--- DATA RECORDS ---
________
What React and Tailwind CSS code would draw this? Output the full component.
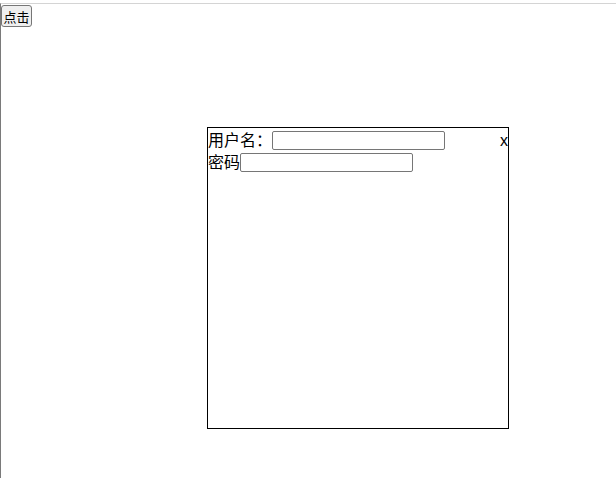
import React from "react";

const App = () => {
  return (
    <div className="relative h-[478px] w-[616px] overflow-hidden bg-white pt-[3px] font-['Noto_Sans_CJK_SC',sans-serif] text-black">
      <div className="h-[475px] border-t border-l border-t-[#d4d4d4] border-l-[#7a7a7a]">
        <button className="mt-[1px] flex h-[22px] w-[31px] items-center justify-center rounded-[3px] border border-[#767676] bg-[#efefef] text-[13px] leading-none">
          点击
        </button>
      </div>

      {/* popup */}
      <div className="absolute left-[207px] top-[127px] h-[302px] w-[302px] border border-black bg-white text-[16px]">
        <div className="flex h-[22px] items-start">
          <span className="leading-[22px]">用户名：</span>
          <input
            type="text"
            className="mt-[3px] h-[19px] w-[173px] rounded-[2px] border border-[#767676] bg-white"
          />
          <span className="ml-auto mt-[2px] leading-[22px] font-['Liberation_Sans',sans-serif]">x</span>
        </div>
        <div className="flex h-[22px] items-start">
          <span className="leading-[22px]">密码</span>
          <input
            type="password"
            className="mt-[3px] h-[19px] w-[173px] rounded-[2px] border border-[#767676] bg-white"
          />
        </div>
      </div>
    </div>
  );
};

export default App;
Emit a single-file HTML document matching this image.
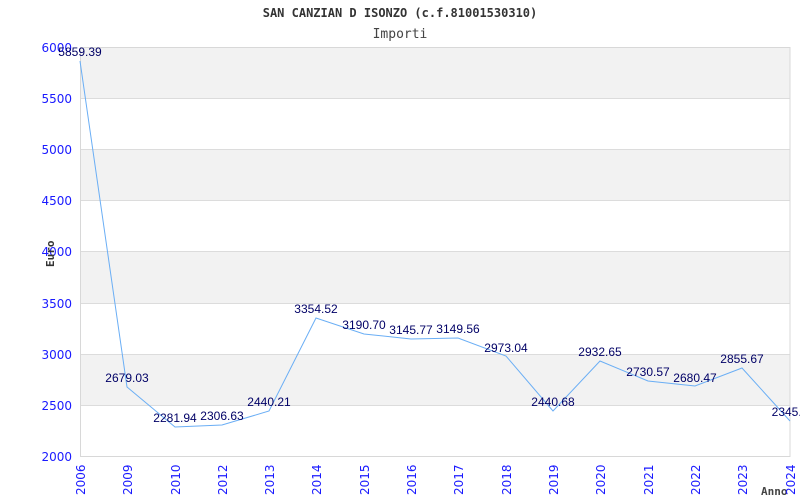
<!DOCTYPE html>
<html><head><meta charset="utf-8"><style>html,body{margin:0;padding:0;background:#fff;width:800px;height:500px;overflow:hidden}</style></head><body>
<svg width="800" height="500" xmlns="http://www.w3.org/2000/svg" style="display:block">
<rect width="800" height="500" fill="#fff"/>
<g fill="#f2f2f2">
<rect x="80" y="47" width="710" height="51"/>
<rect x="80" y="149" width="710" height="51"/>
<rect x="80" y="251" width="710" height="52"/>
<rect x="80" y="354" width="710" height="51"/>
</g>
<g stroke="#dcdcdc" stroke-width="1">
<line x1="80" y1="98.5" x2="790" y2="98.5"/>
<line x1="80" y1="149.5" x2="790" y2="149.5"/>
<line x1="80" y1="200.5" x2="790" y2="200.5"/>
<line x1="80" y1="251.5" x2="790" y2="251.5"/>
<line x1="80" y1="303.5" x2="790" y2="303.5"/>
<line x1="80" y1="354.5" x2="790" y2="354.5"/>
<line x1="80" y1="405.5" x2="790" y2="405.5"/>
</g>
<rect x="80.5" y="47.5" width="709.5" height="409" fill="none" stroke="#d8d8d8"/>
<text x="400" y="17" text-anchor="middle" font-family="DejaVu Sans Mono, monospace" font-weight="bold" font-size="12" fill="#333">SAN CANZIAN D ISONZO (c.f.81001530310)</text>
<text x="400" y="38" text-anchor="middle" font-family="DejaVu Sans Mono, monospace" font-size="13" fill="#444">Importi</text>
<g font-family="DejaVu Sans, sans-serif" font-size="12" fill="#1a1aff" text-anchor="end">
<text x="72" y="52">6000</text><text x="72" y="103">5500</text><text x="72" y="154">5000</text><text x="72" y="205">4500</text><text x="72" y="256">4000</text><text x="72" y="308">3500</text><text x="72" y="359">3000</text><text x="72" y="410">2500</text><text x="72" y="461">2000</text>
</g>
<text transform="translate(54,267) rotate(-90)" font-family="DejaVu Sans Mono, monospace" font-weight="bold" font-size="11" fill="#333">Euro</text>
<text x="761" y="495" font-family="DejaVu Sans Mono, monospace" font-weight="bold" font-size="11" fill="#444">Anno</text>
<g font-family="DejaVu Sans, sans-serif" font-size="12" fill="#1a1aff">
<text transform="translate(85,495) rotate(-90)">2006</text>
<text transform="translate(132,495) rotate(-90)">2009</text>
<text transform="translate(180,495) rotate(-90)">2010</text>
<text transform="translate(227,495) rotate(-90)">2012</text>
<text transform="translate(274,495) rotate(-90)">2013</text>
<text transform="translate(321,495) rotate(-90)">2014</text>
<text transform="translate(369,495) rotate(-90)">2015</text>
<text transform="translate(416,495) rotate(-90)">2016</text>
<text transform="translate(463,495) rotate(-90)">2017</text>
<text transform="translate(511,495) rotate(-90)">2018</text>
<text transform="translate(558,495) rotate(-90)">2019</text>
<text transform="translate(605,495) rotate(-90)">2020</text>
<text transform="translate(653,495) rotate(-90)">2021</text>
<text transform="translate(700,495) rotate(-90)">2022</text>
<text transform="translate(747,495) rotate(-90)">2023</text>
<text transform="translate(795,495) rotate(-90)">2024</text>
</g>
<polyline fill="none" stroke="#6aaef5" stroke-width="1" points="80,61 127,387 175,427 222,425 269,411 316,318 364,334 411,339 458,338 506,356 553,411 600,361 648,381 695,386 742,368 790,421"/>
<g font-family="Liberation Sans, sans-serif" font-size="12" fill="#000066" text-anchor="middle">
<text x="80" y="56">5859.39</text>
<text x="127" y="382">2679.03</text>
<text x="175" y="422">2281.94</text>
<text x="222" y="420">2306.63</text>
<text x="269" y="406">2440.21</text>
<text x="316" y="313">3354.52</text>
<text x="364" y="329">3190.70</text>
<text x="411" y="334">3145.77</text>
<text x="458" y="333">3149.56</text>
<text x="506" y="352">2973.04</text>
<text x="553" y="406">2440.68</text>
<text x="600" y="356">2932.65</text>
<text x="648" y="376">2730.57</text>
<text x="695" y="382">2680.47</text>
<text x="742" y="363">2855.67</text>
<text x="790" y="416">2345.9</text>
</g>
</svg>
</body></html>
________
--- GIVEN TASK ---
Write out nothing but the lines from the start of the data through the line with "import React from". Leave out the pictures.

--- ANSWER FOR THIS EXERCISE ---
What React and Tailwind CSS code would draw this? Output the full component.
import React from "react";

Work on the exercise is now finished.